I think removing Base would go a long way to speeding up start time and shrinking the SysImage.
You would then want to implement a few operations into a little Preamble.jl like stuff so iteration works, and getproperty etc, but i think you could still get benchmark game to run

2 Likes

I honestly can’t tell if it’s worth it, as a reference point, the startup time goes from 11x of Python to 7x of Python.

As for sysimage, I think people who care about this the most works on an embedded system? advancing AOT would be the real solution, not sure how many problems fall into this gap that just happen to get solved by 44% smaller sysimage

1 Like

Right, for embedded, and some codes, but I still also like Julia to be usable for scripting. It really is, and I’m not sure why startup is so very much slower than for Python (or Perl). The absolute minimum that needs to happen, before you start parsing your actual script code, shouldn’t be too different.

I suppose as you parse and compile the first bit of code a fair bit of the standard library comes into play, and it comes from the sysimage, which needs to be parsed and fully compiled (I think it may be fully precompiled in the sysimage on master already).

The aim is faster startup, more than just a smaller sysimage. I just thought the latter would be a big part of it. We are already competing against C, C++ and Rust, not just Python, which we usually win already in benchmarks. Just the startup isn’t too worrying vs Python, since we make up for it for sufficiently long-running/real-world code.

I did tests a few weeks back and found that DaemonMode.jl did almost 2x better than PackageCompiler.jl for reducing the latency of a script I was running multiple times, despite needing to communicate the script over a socket and the fact I attempted to compile the script when package compiling it.
PackageCompiler also takes a very long time to build the executable, vs just starting DaemonMode.

I haven’t commited to actually starting a Julia server, but I have thought about writing a systemd config file to start it automatically so I can do scripting with Julia.

Anyway, my point here is that improvements like that would also help the PackageCompiler approach vs DaemonMode, as well as bolster the argument vs Python & Co.

EDIT:
There are some important applications that would love a 44% smaller sysimage.
Some people want to collect a huge number of executables. For these groups, it makes a huge difference, and helps make the Julia pill easier to swallow vs something like C.
I still think it’d be cool to get StaticCompiler.jl working well enough for them, but those more familiar with the issue think it’s the wrong approach.

6 Likes

If I ever get a genie to grant me a wish, I would go back in time and make sure we have a LinearAlgebra.Matrix type distinct from Base.Array{T,2} (and similar for Vector). The fact that we conflate the two makes a few things a little weird. But to the conversation at hand, it also means that we basically always have to have LinearAlgebra loaded, if only for the purpose of reserving Base.:*, Base.:/, and Base.:\ (and a few others I’m missing?) on arrays without resorting to piracy. The current design decision means we can never excise LinearAlgebra (one of the heaviest standard libraries, as far as I understand) or even have it unloaded on the v1.x timescale.

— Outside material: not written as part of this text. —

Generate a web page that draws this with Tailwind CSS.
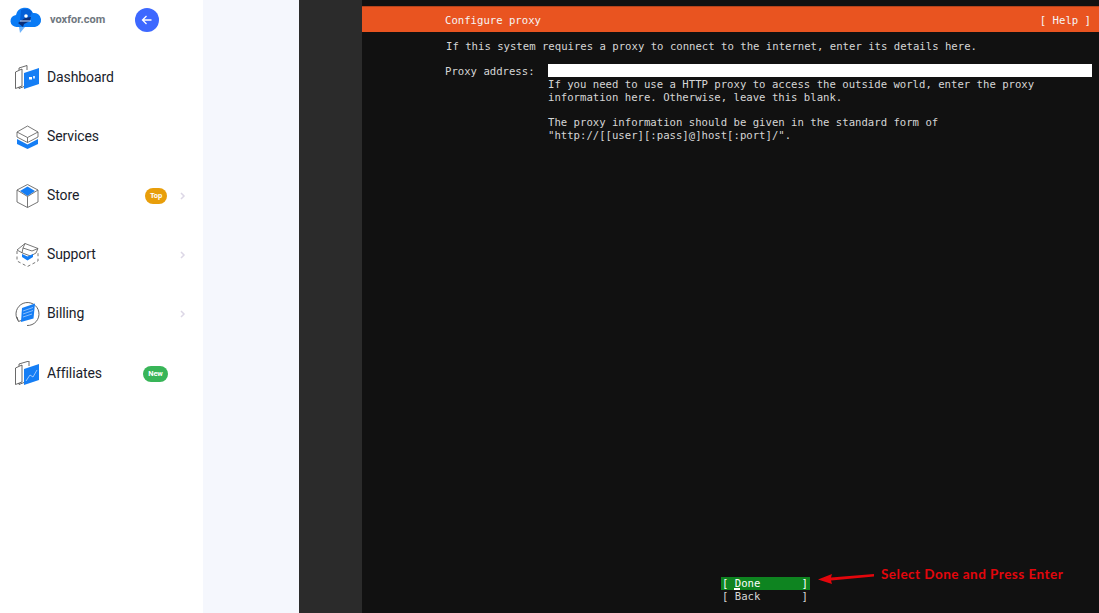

Marginally less breaking (but still breaking) would be to add placeholder methods that would throw errors insisting you import/using LinearAlgebra for linear algebraic operations. Then we could keep BLAS etc unloaded on startup. LinearAlgebra would commit some pretty viscous piracy on import, however, and we’d only have the flimsy excuse that it’s a standard library and we’re sorry it ended up this way.

1 Like

I realize we have 2D+ arrays, e.g. for that, but many languages don’t (nor the benchmarks I have in mind…), don’t need that. When I say I want LinearAlgebra out, I mean that as a proof-of concept. Who knows, maybe we want to change some things for Julia 2.0. For many that need 3D arrays, or a similar structure possibly a DataFrame is the right abstraction anyway.

I’ve never used the operator \ so I wouldn’t miss it that much. :slight_smile: I’m not even sure it’s strictly needed, isn’t A \ B = B / A (and only for matrices)? Most languages do without it, what do they do instead?

I might want to keep ND arrays, and just hcat, vcat, and slicing, but for now even just 1D and chat makes sense for it only.

I’m not wishing we’d remove Base.Array and its support for arbitrary numbers of dimensions. I also wouldn’t propose to remove array functions like concatenation, indexing, or sorting (although sorting could go to a separable standard library, too). Rather, I’m wishing we’d stop treating AbstractArrays as vectors and matrices in the linear algebraic sense. For those behaviors, I’d want them wrapped in a LinearAlgebra-owned subtype of AbstractArray. Then, we wouldn’t need Base to own stuff like matrix multiplication and LinearAlgebra could be separated. But this amount of disruption could only be considered at v2.0 and even then could still be a tough sell.

In linear algebra, \ is usually more common than /. X = A \ Y is used to solve for X such that A * X == Y. X = Y / A is used to solve X * A == Y, which appears less frequently due to prevailing conventions. In any case, in linear algebra it holds that X \ Y == (Y' / X')', so one is easily done in terms of the other. But it’s convenient to have both in any system with non-commutative multiplication (ie, when A * B != B * A).

Since DaemonMode.jl is run via julia --startup-file=no -e 'using DaemonMode; runargs()', and all this julia needs to do is load DaemonMode would it not be even faster to run julia --sysimage /path/to/daemon-mode-sysimage.so --startup-file=no -e 'using DaemonMode; runargs()' where daemon-mode-sysimage could be the really stripped down sysimage we’re talking about in this thread, but with DaemonMode added in.

I imagine this would give the best (currently) possible performance in general.